No documento, o Ministério Público Federal ressalta que a ação judicial não pretende impor a realização de consulta pública sobre o Future-se – decisão que já foi tomada pelo Ministério da Educação e que estava dentro da margem de deliberação do órgão.
“Todavia, não estava e não está dentro da margem de deliberação do MEC a realização de Consulta sem observância das normas legais e regulamentares específicas. Vale dizer que, uma vez decidida a realização de Consulta, a discricionariedade da administração se interrompe, devendo então seguir os preceitos legais e regulamentares pertinentes”.
Suspensão da Portaria nº 1.701/2019
Na ação apresentada à Justiça, o Ministério Público Federal também pede que sejam liminarmente suspensos os efeitos da Portaria nº 1.701, publicada pelo Ministério da Educação em 30 de setembro.
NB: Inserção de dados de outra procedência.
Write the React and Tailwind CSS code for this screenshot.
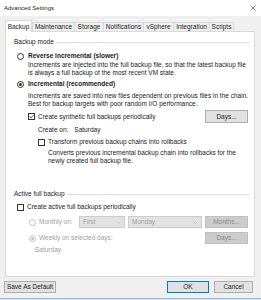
import React from "react";

function Radio({ checked, disabled }) {
  return (
    <span
      className={`w-[7px] h-[7px] rounded-full border bg-white flex items-center justify-center shrink-0 ${
        disabled ? "border-[#c2c2c2]" : "border-[#333333]"
      }`}
    >
      {checked && (
        <span
          className={`w-[3px] h-[3px] rounded-full ${disabled ? "bg-[#c2c2c2]" : "bg-[#333333]"}`}
        />
      )}
    </span>
  );
}

function Check({ checked }) {
  return (
    <span className="w-[7px] h-[7px] border border-[#333333] bg-white flex items-center justify-center shrink-0">
      {checked && (
        <svg width="5" height="5" viewBox="0 0 5 5">
          <path d="M0.5 2.6 L1.9 4 L4.5 1" fill="none" stroke="#333" strokeWidth="0.8" />
        </svg>
      )}
    </span>
  );
}

function Btn({ children, className = "", disabled }) {
  return (
    <div
      className={`h-[12px] border flex items-center justify-center shrink-0 ${
        disabled
          ? "border-[#bfbfbf] bg-[#cccccc] text-[#8a8a8a]"
          : "border-[#adadad] bg-[#e1e1e1] text-[#1a1a1a]"
      } ${className}`}
    >
      {children}
    </div>
  );
}

function Combo({ children, className = "" }) {
  return (
    <div
      className={`h-[12px] border border-[#cccccc] bg-[#e2e2e2] text-[#a0a0a0] flex items-center pl-[3px] pr-[3px] shrink-0 ${className}`}
    >
      <span className="flex-1">{children}</span>
      <svg width="5" height="3" viewBox="0 0 5 3">
        <path d="M0.5 0.5 L2.5 2.5 L4.5 0.5" fill="none" stroke="#b5b5b5" strokeWidth="0.7" />
      </svg>
    </div>
  );
}

function GroupHeader({ children }) {
  return (
    <div className="flex items-center h-[8px] pl-[8px] pr-[4px]">
      <span className="text-[#1a1a1a]">{children}</span>
      <span className="flex-1 h-px bg-[#dcdcdc] ml-[2px]" />
    </div>
  );
}

export default function App() {
  const tabs = [
    ["Maintenance", "w-[42px]"],
    ["Storage", "w-[29px]"],
    ["Notifications", "w-[40px]"],
    ["vSphere", "w-[30px]"],
    ["Integration", "w-[36px]"],
    ["Scripts", "w-[25px]"],
  ];
  return (
    <div className="w-[261px] h-[300px] overflow-hidden flex flex-col bg-[#f0f0f0] font-['Liberation_Sans',Arial,sans-serif] text-[6.5px] leading-[8px] text-[#1a1a1a] whitespace-nowrap">
      {/* Title bar */}
      <div className="h-[16px] bg-white flex items-center justify-between pl-[4px] pr-[5px] shrink-0 text-[6px]">
        <span>Advanced Settings</span>
        <svg width="6" height="6" viewBox="0 0 6 6">
          <path d="M0.5 0.5 L5.5 5.5 M5.5 0.5 L0.5 5.5" stroke="#555" strokeWidth="0.7" />
        </svg>
      </div>

      {/* Tabs */}
      <div className="mt-[4px] ml-[5px] flex items-end h-[11px] shrink-0">
        <div className="relative z-10 w-[27px] h-[12px] -mb-px bg-white border border-b-0 border-[#d9d9d9] flex items-center justify-center">
          Backup
        </div>
        {tabs.map(([t, w], i) => (
          <div
            key={t}
            className={`${w} h-[9px] border-t border-l border-[#d9d9d9] flex items-center justify-center ${
              i === tabs.length - 1 ? "border-r" : ""
            }`}
          >
            {t}
          </div>
        ))}
      </div>

      {/* Panel */}
      <div className="ml-[5px] w-[250px] h-[246px] bg-white border border-[#d9d9d9] flex flex-col shrink-0">
        <div className="mt-[6px]">
          <GroupHeader>Backup mode</GroupHeader>
        </div>
        <div className="mt-[6px] flex items-center h-[8px] pl-[11px] gap-[4px]">
          <Radio />
          <span className="font-bold">Reverse incremental (slower)</span>
        </div>
        <div className="mt-[1px] pl-[22px] pr-[6px]">
          <div>Increments are injected into the full backup file, so that the latest backup file</div>
          <div>is always a full backup of the most recent VM state.</div>
        </div>
        <div className="mt-[3px] flex items-center h-[8px] pl-[11px] gap-[4px]">
          <Radio checked />
          <span className="font-bold">Incremental (recommended)</span>
        </div>
        <div className="mt-[4px] pl-[22px] pr-[6px]">
          <div>Increments are saved into new files dependent on previous files in the chain.</div>
          <div>Best for backup targets with poor random I/O performance.</div>
        </div>
        <div className="mt-[2px] flex items-center h-[13px] pl-[22px] pr-[6px]">
          <Check checked />
          <span className="ml-[3px]">Create synthetic full backups periodically</span>
          <Btn className="ml-auto w-[43px] h-[13px]">Days...</Btn>
        </div>
        <div className="mt-[3px] flex items-center h-[8px] pl-[32px]">
          <span className="shrink-0">Create on:</span>
          <span className="ml-[6px]">Saturday</span>
        </div>
        <div className="mt-[4px] flex items-center h-[8px] pl-[32px]">
          <Check />
          <span className="ml-[3px]">Transform previous backup chains into rollbacks</span>
        </div>
        <div className="mt-[3px] pl-[42px] pr-[6px]">
          <div>Converts previous incremental backup chain into rollbacks for the</div>
          <div>newly created full backup file.</div>
        </div>

        <div className="mt-[25px]">
          <GroupHeader>Active full backup</GroupHeader>
        </div>
        <div className="mt-[5px] flex items-center h-[8px] pl-[11px]">
          <Check />
          <span className="ml-[3px]">Create active full backups periodically</span>
        </div>
        <div className="mt-[5px] flex items-center h-[12px] pl-[23px] pr-[6px] text-[#a0a0a0]">
          <Radio disabled />
          <span className="ml-[3px] w-[40px] shrink-0">Monthly on:</span>
          <Combo className="w-[46px]">First</Combo>
          <Combo className="ml-[3px] w-[74px]">Monday</Combo>
          <Btn disabled className="ml-auto w-[43px]">Months...</Btn>
        </div>
        <div className="mt-[4px] flex items-center h-[12px] pl-[23px] pr-[6px] text-[#a0a0a0]">
          <Radio checked disabled />
          <span className="ml-[3px]">Weekly on selected days:</span>
          <Btn disabled className="ml-auto w-[43px]">Days...</Btn>
        </div>
        <div className="mt-[2px] h-[8px] pl-[29px] text-[#a0a0a0]">Saturday</div>
      </div>

      {/* Bottom buttons */}
      <div className="mt-[4px] flex items-center h-[12px] pl-[4px] pr-[8px] shrink-0">
        <Btn className="w-[52px]">Save As Default</Btn>
        <Btn className="ml-auto w-[42px] !border-[#0078d7]">OK</Btn>
        <Btn className="ml-[5px] w-[39px]">Cancel</Btn>
      </div>
      <div className="flex-1" />
      <div className="h-px bg-[#8fbce6] shrink-0" />
      <div className="h-[1px] bg-[#d5e6f5] shrink-0" />
    </div>
  );
}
O ato normativo institui um Grupo de Especialistas Jurídicos que teria como objetivo “consolidar as propostas apresentadas por meio da pré-consulta aberta à comunidade sobre o Programa Future-se e elaborar proposição legislativa acerca do referido Programa, a ser encaminhada ao Congresso Nacional”.
A publicação da portaria se deu em contrariedade ao que defende a própria Nota Técnica elaborada pela AGU, e encaminhada pelo MEC como resposta aos questionamentos feitos pelo MPF.
No documento, a Advocacia-Geral da União indicou que, após a etapa nomeada como “pré-pesquisa”, haveria a subsequente realização de uma Consulta Pública na forma do que estabelece o Decreto 9.191/2017. No documento, o Ministério Público Federal aponta, portanto, que o caminho a ser adotado pelo Ministério da Educação será o de encaminhar ao Congresso Nacional as propostas sobre o Future-se colhidas a partir de consulta pública realizada de maneira irregular, e chama atenção para o fato de que o prazo anunciado pela pasta para conclusão dos trabalhos é de apenas 15 dias.
A ação civil pública é assinada pelo procurador regional dos Direitos do Cidadão no Rio Grande do Sul, Enrico Rodrigues de Freitas.